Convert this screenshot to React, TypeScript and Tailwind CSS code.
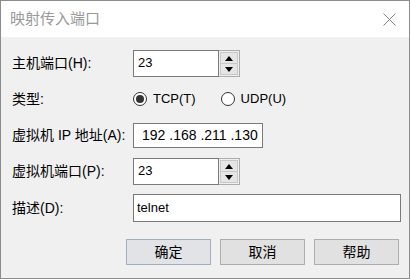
import React from "react";

const FONT = "font-['Liberation_Sans','Noto_Sans_CJK_SC',sans-serif]";

function Spin({ value }: { value: string }) {
  return (
    <div className="flex h-[27px]">
      <div className="flex h-full w-[86px] items-center border border-[#7a7a7a] bg-white pb-[2px] pl-[4px] text-[13px] text-black">
        {value}
      </div>
      <div className="flex h-full w-[21px] flex-col border border-[#acacac] border-l-0 bg-[#f0f0f0] p-px">
        <div className="flex flex-1 items-center justify-center border border-[#c8c8c8] bg-[#e5e5e5]">
          <svg width="8" height="5" viewBox="0 0 8 5">
            <path d="M0 5 L4 0 L8 5 Z" fill="#000" />
          </svg>
        </div>
        <div className="flex flex-1 items-center justify-center border border-t-0 border-[#c8c8c8] bg-[#e5e5e5]">
          <svg width="8" height="5" viewBox="0 0 8 5">
            <path d="M0 0 L4 5 L8 0 Z" fill="#000" />
          </svg>
        </div>
      </div>
    </div>
  );
}

function Radio({ label, checked }: { label: string; checked?: boolean }) {
  return (
    <div className="flex items-center gap-[6px]">
      <div className="flex h-[14px] w-[14px] items-center justify-center rounded-full border border-[#333] bg-white">
        {checked && <div className="h-[8px] w-[8px] rounded-full bg-[#333]" />}
      </div>
      <span className="text-[13px] text-black">{label}</span>
    </div>
  );
}

function Label({ children }: { children: React.ReactNode }) {
  return <div className="w-[121px] shrink-0 text-[14px] text-black">{children}</div>;
}

export default function App() {
  return (
    <div className={`h-[279px] w-[411px] bg-white ${FONT}`}>
      <div className="flex h-[279px] w-[410px] flex-col border border-[#8c8c8c]">
        <div className="flex h-[36px] shrink-0 items-center justify-between bg-white pl-[9px] pr-[13px]">
          <span className="text-[15px] text-[#999]">映射传入端口</span>
          <svg width="13" height="13" viewBox="0 0 13 13">
            <path d="M0.5 0.5 L12.5 12.5 M12.5 0.5 L0.5 12.5" stroke="#808080" strokeWidth="1" />
          </svg>
        </div>

        <div className="flex flex-1 flex-col bg-[#f0f0f0] pl-[11px] pt-[13px]">
          <div className="flex h-[27px] items-center">
            <Label>主机端口(H):</Label>
            <Spin value="23" />
          </div>

          <div className="mt-[11px] flex h-[22px] items-center">
            <Label>类型:</Label>
            <div className="flex items-center gap-[25px]">
              <Radio label="TCP(T)" checked />
              <Radio label="UDP(U)" />
            </div>
          </div>

          <div className="mt-[13px] flex h-[25px] items-center">
            <Label>虚拟机 IP 地址(A):</Label>
            <div className="flex h-full w-[130px] items-center whitespace-pre border border-[#7a7a7a] bg-white pl-[8px] text-[14px] text-black">
              192 .168 .211 .130
            </div>
          </div>

          <div className="mt-[10px] flex h-[27px] items-center">
            <Label>虚拟机端口(P):</Label>
            <Spin value="23" />
          </div>

          <div className="mt-[9px] flex h-[28px] items-center">
            <Label>描述(D):</Label>
            <div className="flex h-full w-[268px] items-start border border-[#7a7a7a] bg-white pl-[3px] pt-[3px] text-[13px] text-black">
              telnet
            </div>
          </div>

          <div className="mt-[17px] flex justify-end gap-[9px] pr-[10px]">
            <button className="h-[26px] w-[85px] border border-[#9fb0c2] bg-[#e1e3e6] text-[14px] text-black">
              确定
            </button>
            <button className="h-[26px] w-[85px] border border-[#adadad] bg-[#e1e1e1] text-[14px] text-black">
              取消
            </button>
            <button className="h-[26px] w-[85px] border border-[#adadad] bg-[#e1e1e1] text-[14px] text-black">
              帮助
            </button>
          </div>
        </div>
      </div>
    </div>
  );
}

PROMPT: Select every line where the word "React" occurs.

EXERCISE OUTPUT:
Convert this screenshot to React, TypeScript and Tailwind CSS code.
import React from "react";
function Label({ children }: { children: React.ReactNode }) {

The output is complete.